• **Set exercise**
Pick out all lines in the listing holding the string "with" and copy them.

[Start Listed entries]

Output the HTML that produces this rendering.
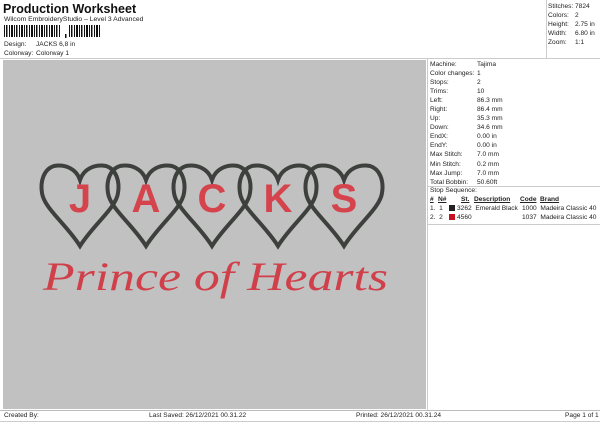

[End Listed entries]
[Start Listed entries]

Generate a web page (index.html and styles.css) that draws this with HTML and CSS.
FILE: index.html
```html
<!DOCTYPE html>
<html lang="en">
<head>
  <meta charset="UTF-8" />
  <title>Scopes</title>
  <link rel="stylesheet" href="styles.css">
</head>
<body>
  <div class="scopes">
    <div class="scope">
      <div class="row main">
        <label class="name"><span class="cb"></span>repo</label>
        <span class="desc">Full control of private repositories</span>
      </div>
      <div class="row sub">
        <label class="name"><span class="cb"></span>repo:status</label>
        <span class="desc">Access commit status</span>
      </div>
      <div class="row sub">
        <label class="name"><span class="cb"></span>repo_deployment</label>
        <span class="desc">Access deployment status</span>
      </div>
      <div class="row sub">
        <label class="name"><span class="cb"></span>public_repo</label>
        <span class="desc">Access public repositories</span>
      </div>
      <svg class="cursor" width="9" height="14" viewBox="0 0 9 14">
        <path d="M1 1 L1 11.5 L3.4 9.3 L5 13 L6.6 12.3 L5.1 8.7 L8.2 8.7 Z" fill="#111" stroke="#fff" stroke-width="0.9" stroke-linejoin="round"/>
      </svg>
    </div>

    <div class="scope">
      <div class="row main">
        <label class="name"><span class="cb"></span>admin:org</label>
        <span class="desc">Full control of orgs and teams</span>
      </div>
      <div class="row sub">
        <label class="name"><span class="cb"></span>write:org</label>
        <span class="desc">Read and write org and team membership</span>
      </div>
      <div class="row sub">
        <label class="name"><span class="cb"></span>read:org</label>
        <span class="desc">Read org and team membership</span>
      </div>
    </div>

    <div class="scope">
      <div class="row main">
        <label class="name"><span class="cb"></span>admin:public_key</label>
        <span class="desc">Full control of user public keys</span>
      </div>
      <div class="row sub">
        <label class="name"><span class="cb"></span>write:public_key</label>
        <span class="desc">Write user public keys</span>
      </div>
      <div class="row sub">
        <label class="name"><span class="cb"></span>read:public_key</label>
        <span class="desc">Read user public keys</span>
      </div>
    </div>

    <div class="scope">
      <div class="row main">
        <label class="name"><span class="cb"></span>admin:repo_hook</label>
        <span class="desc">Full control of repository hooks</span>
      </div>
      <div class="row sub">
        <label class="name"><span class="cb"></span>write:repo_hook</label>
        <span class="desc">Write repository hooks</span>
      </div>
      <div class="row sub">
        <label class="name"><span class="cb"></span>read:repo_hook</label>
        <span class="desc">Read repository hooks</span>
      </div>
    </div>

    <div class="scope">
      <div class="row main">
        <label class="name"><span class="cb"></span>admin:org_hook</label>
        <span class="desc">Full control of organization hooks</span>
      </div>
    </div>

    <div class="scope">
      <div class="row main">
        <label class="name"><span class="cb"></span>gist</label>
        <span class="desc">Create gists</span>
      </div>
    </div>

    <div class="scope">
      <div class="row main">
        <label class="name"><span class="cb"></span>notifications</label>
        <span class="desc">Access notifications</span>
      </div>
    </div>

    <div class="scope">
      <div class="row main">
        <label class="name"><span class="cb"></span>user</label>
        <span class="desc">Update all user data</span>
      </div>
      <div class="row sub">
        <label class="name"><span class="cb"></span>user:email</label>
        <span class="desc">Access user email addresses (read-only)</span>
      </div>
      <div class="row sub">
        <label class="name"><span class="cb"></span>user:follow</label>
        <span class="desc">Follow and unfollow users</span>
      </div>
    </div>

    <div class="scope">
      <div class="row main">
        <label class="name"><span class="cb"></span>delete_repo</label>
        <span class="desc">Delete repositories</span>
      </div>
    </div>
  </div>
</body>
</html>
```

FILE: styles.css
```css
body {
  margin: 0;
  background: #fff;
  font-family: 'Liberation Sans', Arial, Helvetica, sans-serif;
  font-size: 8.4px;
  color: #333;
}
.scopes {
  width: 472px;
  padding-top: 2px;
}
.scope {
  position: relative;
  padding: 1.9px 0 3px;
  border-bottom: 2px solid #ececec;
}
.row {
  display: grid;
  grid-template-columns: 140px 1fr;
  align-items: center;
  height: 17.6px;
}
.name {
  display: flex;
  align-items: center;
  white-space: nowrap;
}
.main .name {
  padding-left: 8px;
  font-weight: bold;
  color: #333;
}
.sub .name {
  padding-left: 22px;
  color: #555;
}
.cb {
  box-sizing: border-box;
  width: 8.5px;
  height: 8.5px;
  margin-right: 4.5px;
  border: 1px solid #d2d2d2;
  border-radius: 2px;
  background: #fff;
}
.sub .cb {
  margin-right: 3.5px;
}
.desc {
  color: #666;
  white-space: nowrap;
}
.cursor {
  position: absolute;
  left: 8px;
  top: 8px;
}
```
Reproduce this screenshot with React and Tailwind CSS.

[End Listed entries]

• **Task solution**
Generate a web page (index.html and styles.css) that draws this with HTML and CSS.
Reproduce this screenshot with React and Tailwind CSS.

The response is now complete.